Given problem:
Filter the entries below, keeping every line that has the word "screenshot".

Dataset records:
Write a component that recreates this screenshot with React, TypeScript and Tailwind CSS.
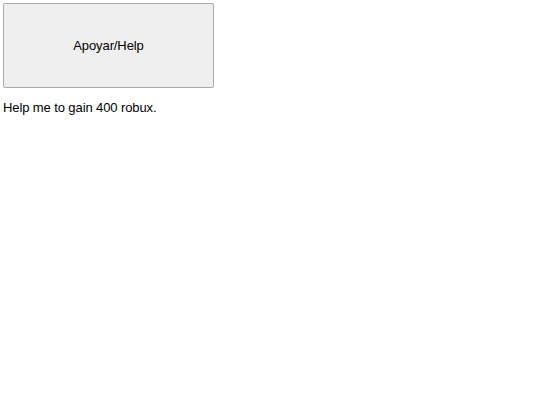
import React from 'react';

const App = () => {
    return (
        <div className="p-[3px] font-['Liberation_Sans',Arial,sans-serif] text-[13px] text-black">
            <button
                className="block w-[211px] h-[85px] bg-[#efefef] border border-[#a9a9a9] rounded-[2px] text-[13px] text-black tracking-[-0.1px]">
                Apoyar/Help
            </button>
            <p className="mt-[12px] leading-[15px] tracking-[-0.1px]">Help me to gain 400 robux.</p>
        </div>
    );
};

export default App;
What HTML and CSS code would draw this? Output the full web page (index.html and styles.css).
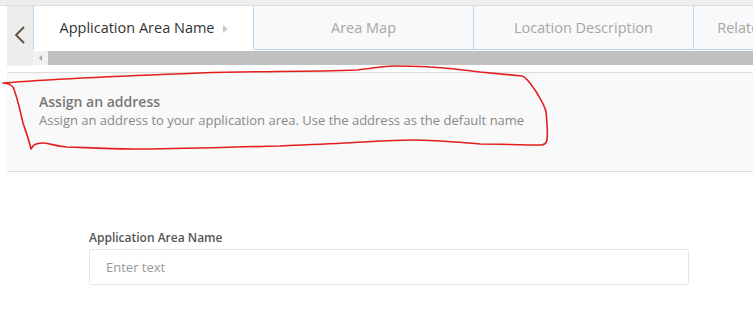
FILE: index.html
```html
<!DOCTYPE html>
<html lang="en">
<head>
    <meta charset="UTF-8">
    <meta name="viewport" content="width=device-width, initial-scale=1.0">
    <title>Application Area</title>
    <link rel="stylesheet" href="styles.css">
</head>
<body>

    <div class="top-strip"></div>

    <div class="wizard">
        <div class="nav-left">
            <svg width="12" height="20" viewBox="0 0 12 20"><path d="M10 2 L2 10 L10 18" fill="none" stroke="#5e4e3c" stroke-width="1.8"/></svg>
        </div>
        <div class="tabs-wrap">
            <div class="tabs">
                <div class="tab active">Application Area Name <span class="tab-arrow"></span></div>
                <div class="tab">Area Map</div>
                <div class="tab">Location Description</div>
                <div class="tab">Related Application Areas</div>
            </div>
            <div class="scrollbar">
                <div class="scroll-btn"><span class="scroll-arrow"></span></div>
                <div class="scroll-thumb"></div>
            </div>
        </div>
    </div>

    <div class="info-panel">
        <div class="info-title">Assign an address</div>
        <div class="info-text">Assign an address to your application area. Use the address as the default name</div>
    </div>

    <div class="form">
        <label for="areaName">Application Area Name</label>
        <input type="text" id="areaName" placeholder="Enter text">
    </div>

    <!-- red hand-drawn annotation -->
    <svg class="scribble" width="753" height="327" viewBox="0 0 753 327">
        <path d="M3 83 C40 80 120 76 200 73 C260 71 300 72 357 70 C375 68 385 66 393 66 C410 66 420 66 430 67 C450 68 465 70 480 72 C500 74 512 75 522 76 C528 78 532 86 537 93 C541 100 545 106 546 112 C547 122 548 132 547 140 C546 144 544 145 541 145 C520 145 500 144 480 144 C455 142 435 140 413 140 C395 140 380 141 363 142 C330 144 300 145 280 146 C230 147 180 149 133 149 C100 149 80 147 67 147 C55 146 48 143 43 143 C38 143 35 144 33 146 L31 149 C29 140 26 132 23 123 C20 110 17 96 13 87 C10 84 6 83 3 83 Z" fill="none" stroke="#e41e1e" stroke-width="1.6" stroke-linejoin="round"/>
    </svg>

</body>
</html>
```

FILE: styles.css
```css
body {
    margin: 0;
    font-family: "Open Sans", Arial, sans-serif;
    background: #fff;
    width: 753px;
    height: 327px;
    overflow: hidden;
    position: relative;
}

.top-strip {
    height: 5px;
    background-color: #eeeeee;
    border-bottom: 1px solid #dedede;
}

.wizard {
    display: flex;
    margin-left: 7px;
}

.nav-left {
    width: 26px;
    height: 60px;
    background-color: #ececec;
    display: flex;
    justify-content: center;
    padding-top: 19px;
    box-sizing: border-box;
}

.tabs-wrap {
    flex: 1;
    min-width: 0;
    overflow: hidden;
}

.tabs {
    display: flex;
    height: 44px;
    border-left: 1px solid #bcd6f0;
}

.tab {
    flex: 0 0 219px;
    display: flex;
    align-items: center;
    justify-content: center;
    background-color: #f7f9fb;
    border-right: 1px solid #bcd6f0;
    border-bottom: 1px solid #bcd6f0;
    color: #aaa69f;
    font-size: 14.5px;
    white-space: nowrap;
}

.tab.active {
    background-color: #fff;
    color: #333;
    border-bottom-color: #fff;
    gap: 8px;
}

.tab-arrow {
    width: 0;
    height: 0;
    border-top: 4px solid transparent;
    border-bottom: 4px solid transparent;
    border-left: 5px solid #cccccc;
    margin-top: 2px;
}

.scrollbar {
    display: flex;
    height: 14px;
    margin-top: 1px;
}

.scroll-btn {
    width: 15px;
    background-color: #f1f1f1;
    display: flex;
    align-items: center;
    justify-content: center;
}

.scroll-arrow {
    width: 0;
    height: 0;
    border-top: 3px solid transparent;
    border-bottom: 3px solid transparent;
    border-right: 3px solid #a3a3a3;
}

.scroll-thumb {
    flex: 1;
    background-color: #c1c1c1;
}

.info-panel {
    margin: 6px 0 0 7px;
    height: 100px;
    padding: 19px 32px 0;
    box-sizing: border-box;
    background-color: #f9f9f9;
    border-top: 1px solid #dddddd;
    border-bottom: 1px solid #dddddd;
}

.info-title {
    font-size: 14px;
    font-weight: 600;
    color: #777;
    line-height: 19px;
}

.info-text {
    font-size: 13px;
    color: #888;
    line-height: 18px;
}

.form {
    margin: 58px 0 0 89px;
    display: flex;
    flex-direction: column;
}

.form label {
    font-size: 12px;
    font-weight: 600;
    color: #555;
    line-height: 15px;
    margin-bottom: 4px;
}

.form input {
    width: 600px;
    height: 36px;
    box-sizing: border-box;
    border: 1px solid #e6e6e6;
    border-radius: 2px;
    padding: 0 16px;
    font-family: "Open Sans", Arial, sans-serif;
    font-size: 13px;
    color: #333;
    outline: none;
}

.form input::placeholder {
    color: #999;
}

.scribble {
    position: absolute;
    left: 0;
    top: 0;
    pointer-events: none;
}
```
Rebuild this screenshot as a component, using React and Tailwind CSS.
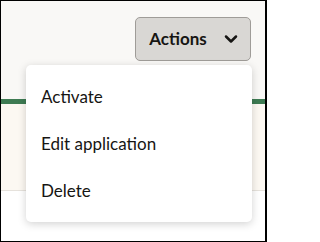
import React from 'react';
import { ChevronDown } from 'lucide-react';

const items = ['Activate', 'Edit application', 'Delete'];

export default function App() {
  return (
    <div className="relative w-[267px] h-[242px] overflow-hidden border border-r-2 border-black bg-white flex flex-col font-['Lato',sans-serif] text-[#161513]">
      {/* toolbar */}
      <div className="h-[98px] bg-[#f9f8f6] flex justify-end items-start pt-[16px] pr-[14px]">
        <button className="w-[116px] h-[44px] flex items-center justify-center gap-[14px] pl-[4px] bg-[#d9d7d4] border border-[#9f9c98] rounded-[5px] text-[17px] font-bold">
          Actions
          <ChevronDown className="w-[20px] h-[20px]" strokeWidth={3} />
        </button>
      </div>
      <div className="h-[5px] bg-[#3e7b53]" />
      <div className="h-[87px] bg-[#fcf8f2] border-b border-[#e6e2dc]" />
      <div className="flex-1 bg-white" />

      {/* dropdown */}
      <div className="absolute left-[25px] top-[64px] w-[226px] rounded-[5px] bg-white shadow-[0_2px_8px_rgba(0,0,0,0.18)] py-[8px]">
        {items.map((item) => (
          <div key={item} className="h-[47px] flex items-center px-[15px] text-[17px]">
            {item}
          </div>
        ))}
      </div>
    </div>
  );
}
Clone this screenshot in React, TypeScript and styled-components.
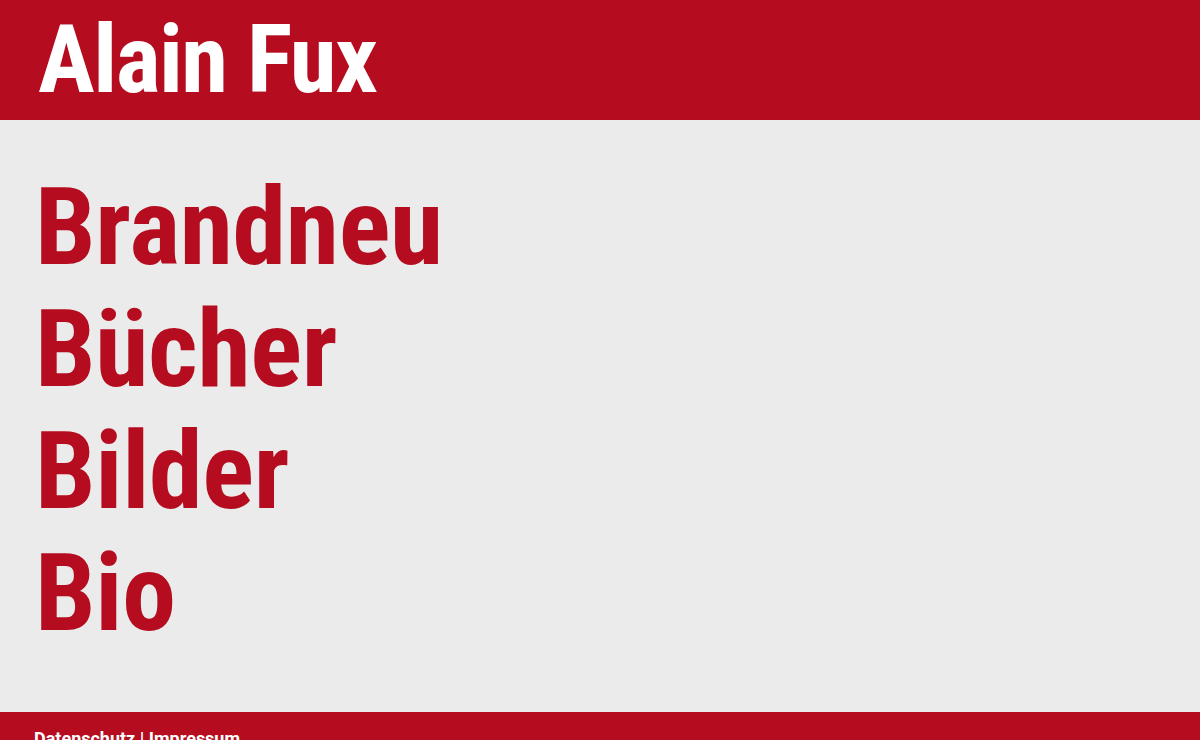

Solution below:
Write a component that recreates this screenshot with React, TypeScript and Tailwind CSS.
Rebuild this screenshot as a component, using React and Tailwind CSS.
Clone this screenshot in React, TypeScript and styled-components.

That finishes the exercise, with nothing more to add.